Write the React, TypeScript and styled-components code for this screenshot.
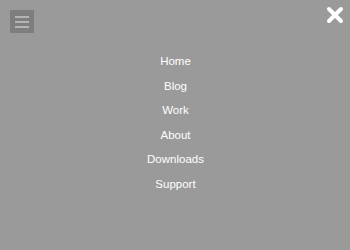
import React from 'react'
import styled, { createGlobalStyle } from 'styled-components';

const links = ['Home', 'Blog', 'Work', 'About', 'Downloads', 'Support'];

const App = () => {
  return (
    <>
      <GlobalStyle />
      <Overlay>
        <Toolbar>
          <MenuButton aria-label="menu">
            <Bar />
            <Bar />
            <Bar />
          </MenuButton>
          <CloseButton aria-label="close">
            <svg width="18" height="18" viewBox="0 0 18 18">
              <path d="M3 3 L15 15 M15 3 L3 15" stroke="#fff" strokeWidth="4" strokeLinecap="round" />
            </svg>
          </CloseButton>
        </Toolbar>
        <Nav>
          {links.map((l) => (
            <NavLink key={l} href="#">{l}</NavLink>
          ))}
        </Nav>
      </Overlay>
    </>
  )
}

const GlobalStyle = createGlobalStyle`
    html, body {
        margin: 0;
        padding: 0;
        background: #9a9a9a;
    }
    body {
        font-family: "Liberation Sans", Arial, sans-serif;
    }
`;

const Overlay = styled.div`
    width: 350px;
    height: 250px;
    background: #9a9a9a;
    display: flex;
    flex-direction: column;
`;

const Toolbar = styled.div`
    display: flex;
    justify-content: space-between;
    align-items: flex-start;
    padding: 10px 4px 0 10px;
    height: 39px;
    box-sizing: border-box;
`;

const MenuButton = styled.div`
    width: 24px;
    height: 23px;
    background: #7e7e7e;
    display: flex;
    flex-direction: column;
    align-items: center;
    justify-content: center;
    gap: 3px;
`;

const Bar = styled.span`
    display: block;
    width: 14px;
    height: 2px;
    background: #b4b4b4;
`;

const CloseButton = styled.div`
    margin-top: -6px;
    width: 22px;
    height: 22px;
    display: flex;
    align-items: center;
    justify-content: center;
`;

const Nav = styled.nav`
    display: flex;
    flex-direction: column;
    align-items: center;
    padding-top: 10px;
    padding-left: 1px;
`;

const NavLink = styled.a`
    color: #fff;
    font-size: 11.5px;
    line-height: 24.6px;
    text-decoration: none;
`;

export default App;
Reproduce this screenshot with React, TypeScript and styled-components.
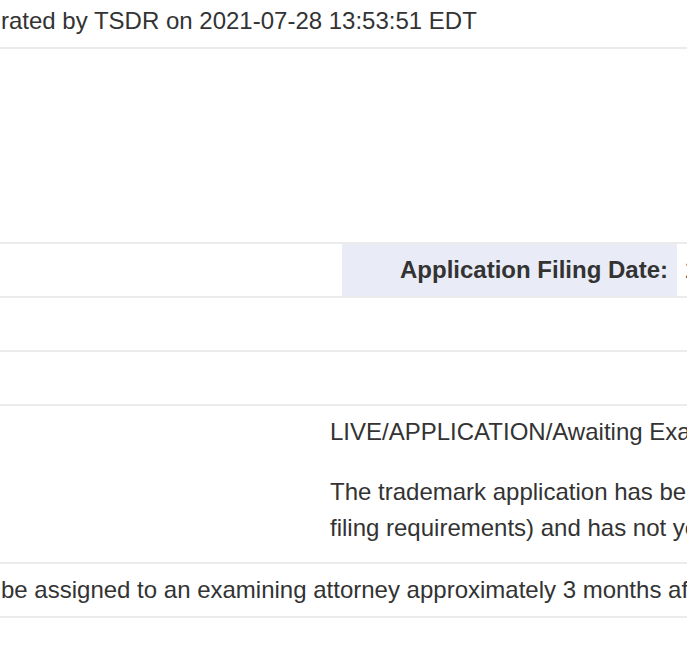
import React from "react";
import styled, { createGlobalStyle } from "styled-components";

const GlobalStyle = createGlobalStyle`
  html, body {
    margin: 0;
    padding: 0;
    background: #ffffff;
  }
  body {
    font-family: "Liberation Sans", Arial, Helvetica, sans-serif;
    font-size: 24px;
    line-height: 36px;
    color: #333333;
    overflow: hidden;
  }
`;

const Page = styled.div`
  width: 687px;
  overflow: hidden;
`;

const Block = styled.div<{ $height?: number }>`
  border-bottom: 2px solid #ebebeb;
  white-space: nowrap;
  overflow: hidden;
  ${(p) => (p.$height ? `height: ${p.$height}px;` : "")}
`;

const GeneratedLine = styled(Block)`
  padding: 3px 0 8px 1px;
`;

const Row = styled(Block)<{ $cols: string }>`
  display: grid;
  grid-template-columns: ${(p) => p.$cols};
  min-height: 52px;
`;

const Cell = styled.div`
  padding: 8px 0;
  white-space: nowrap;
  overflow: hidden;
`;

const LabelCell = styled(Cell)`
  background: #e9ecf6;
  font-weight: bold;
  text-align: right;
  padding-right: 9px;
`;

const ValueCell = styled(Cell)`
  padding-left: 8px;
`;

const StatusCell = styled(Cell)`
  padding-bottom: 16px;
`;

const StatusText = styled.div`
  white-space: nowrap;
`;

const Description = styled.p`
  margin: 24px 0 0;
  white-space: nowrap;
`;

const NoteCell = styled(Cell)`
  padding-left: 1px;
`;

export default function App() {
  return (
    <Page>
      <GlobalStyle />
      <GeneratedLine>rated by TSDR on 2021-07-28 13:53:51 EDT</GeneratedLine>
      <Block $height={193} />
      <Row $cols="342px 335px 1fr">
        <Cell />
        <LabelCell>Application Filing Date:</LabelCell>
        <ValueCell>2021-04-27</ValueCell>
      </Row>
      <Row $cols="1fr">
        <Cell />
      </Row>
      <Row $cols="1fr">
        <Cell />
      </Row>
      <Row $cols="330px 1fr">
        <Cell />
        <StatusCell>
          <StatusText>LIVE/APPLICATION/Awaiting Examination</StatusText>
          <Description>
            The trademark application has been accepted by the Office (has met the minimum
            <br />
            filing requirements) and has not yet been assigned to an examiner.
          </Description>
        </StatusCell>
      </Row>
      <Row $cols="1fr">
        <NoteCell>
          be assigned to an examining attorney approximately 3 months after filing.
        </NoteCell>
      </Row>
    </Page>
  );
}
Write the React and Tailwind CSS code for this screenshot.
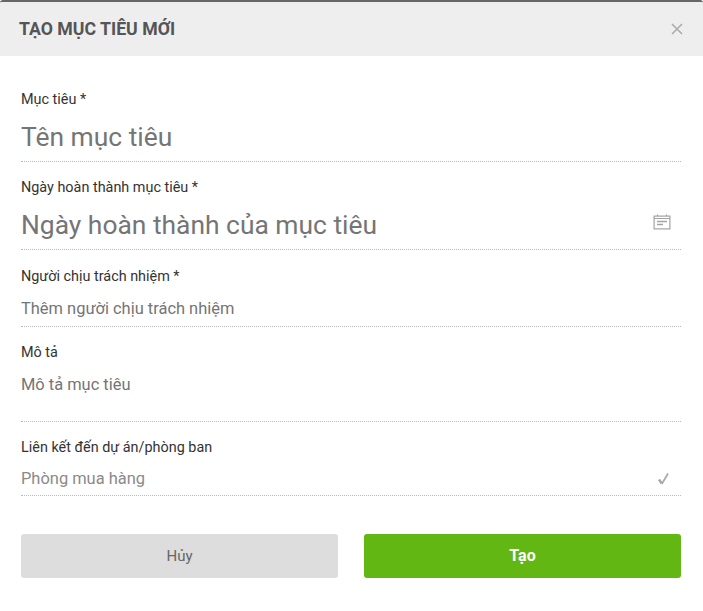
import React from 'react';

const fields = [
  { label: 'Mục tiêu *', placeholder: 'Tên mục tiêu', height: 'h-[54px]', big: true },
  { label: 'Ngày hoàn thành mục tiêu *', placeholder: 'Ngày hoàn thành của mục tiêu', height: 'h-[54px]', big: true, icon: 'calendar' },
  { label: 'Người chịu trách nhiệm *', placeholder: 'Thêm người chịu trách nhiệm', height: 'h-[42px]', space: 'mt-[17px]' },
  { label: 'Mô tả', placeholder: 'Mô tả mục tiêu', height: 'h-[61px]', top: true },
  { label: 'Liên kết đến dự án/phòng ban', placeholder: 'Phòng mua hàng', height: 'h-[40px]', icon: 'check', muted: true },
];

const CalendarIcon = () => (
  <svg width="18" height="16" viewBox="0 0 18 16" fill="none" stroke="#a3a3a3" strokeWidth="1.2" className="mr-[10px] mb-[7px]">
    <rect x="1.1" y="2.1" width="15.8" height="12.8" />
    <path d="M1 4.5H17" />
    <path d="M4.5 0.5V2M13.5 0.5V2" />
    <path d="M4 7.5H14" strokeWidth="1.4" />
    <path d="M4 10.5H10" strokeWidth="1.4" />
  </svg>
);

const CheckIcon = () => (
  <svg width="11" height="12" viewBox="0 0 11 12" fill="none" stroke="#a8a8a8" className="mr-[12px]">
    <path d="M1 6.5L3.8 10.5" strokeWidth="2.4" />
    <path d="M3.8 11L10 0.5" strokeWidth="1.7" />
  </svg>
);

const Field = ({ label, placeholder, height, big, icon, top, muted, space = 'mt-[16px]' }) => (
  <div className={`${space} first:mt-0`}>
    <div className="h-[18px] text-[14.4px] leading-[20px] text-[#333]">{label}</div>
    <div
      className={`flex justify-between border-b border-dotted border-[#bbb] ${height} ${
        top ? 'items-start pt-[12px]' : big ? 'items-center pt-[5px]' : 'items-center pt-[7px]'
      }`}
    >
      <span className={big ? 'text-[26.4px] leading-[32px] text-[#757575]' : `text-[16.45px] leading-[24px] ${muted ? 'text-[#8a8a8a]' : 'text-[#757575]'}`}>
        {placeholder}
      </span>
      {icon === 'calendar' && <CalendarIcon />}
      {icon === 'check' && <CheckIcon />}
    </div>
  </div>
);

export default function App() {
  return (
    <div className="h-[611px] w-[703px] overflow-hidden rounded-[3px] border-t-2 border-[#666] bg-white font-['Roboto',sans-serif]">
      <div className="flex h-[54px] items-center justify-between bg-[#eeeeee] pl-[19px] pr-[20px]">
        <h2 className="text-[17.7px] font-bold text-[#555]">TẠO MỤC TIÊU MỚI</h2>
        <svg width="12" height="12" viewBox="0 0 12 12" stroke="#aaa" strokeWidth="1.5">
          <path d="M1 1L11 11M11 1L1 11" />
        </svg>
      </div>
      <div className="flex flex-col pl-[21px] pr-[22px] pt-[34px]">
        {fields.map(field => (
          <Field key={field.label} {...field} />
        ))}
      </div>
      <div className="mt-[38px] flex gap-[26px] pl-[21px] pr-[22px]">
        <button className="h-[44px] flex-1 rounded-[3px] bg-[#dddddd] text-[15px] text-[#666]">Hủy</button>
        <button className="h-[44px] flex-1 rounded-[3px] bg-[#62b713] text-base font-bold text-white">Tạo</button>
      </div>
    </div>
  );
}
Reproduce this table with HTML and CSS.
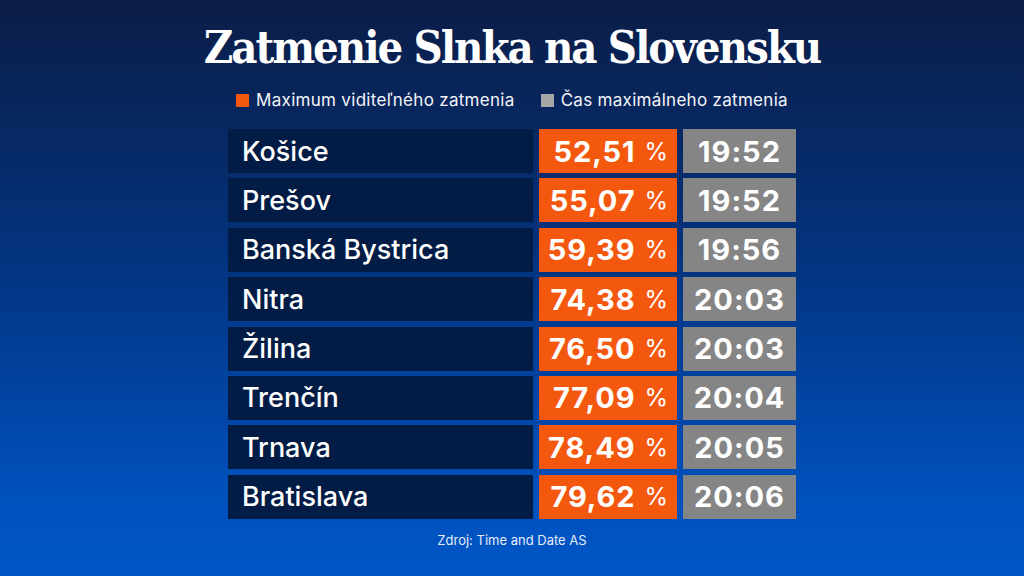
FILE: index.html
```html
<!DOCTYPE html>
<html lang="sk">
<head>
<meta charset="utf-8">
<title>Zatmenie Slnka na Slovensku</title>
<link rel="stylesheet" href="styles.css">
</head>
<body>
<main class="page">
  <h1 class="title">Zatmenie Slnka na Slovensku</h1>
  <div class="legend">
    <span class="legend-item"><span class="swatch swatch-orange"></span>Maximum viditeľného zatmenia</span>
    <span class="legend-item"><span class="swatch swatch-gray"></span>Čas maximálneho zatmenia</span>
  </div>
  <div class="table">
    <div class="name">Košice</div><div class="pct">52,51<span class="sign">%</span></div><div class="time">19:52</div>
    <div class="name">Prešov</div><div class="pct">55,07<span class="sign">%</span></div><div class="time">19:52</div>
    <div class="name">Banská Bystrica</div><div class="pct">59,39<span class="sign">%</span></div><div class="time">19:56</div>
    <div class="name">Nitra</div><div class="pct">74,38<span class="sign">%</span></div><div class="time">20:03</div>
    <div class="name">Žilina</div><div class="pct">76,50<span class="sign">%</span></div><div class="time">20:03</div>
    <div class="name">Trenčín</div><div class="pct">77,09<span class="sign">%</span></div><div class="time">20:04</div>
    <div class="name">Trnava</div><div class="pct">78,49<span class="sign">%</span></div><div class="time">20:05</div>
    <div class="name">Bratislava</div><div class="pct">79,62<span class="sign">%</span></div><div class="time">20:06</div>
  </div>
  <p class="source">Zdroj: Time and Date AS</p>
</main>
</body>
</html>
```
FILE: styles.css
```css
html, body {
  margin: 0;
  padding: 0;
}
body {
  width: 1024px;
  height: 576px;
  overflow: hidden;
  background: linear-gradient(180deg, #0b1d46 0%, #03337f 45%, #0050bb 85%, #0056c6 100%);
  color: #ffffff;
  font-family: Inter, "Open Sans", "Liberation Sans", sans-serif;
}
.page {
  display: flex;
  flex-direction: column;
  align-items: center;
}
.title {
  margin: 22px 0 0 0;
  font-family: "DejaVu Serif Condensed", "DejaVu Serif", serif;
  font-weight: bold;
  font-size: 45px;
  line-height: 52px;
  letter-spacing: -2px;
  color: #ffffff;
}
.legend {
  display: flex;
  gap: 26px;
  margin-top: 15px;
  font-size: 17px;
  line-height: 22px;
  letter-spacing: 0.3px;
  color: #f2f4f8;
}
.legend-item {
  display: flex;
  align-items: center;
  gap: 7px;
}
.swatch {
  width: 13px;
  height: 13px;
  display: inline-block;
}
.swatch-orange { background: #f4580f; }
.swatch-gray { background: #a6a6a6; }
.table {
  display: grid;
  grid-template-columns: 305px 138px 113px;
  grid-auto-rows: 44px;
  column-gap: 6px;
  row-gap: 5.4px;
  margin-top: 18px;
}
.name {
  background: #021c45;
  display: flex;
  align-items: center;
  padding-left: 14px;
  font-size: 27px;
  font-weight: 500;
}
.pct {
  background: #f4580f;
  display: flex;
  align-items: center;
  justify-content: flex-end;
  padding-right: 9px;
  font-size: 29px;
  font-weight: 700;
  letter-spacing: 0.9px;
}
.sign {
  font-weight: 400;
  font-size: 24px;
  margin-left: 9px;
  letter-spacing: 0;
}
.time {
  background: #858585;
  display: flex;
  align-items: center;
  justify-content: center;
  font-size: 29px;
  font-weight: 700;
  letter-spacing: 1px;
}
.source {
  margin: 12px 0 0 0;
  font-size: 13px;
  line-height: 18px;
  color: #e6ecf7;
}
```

+++

_Goal_
Report how many lines in these entries contain "this". Answer with the number only.

_Worked solution_
4